**WHAT THE TASK ASKS:** Scan the lines below for the word "that". Copy each line you find it in.

◇ ◇ ◇

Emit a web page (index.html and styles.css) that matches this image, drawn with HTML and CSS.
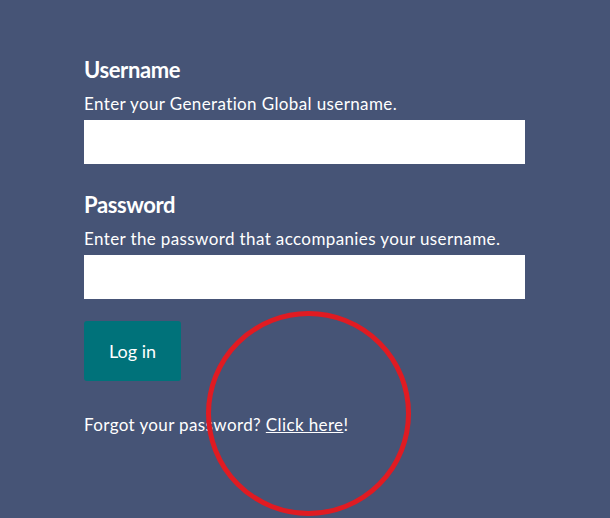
FILE: index.html
```html
<!DOCTYPE html>
<html lang="en">
<head>
<meta charset="utf-8">
<title>Log in</title>
<link rel="stylesheet" href="styles.css">
</head>
<body>
<main class="page">
  <form class="login">
    <div class="field">
      <label class="field-label" for="user">Username</label>
      <p class="field-help">Enter your Generation Global username.</p>
      <input class="field-input" id="user" type="text">
    </div>
    <div class="field">
      <label class="field-label" for="pass">Password</label>
      <p class="field-help">Enter the password that accompanies your username.</p>
      <input class="field-input" id="pass" type="password">
    </div>
    <button class="submit" type="button">Log in</button>
    <p class="forgot">Forgot your password? <a class="forgot-link" href="#">Click here</a>!</p>
  </form>
  <svg class="highlight" width="205" height="205" viewBox="0 0 205 205" aria-hidden="true">
    <circle cx="102.5" cy="102.5" r="100" fill="none" stroke="#e01b22" stroke-width="5"/>
  </svg>
</main>
</body>
</html>
```
FILE: styles.css
```css
html, body {
  margin: 0;
  padding: 0;
  background: #465476;
}
.page {
  position: relative;
  width: 610px;
  height: 518px;
  overflow: hidden;
  font-family: Lato, "Open Sans", sans-serif;
  color: #ffffff;
}
.login {
  display: flex;
  flex-direction: column;
  align-items: flex-start;
  padding: 57px 0 0 84px;
  width: 441px;
}
.field {
  display: flex;
  flex-direction: column;
  width: 100%;
  margin-bottom: 28px;
}
.field:last-of-type {
  margin-bottom: 22px;
}
.field-label {
  font-size: 22px;
  font-weight: 700;
  line-height: 26px;
  letter-spacing: -0.4px;
}
.field-help {
  margin: 9px 0 0;
  font-size: 17px;
  line-height: 24px;
  letter-spacing: 0.38px;
}
.field-input {
  margin-top: 4px;
  height: 44px;
  box-sizing: border-box;
  width: 441px;
  border: 0;
  background: #ffffff;
}
.submit {
  width: 97px;
  height: 60px;
  border: 0;
  border-radius: 3px;
  background: #00727a;
  color: #ffffff;
  font-family: inherit;
  font-size: 18px;
  padding: 0;
}
.forgot {
  margin: 32px 0 0;
  font-size: 17px;
  line-height: 24px;
  letter-spacing: 0.38px;
}
.forgot-link {
  color: #ffffff;
  text-decoration: underline;
}
.highlight {
  position: absolute;
  left: 206px;
  top: 311px;
}
```
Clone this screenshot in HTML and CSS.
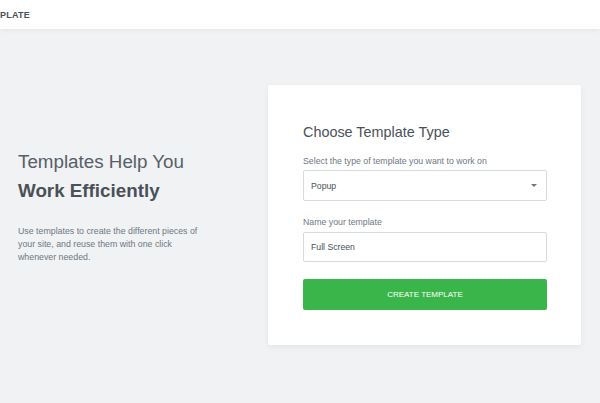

◇ ◇ ◇

**PROBLEM SOLUTION:**
Emit a web page (index.html and styles.css) that matches this image, drawn with HTML and CSS.
      <p class="field-help">Enter the password that accompanies your username.</p>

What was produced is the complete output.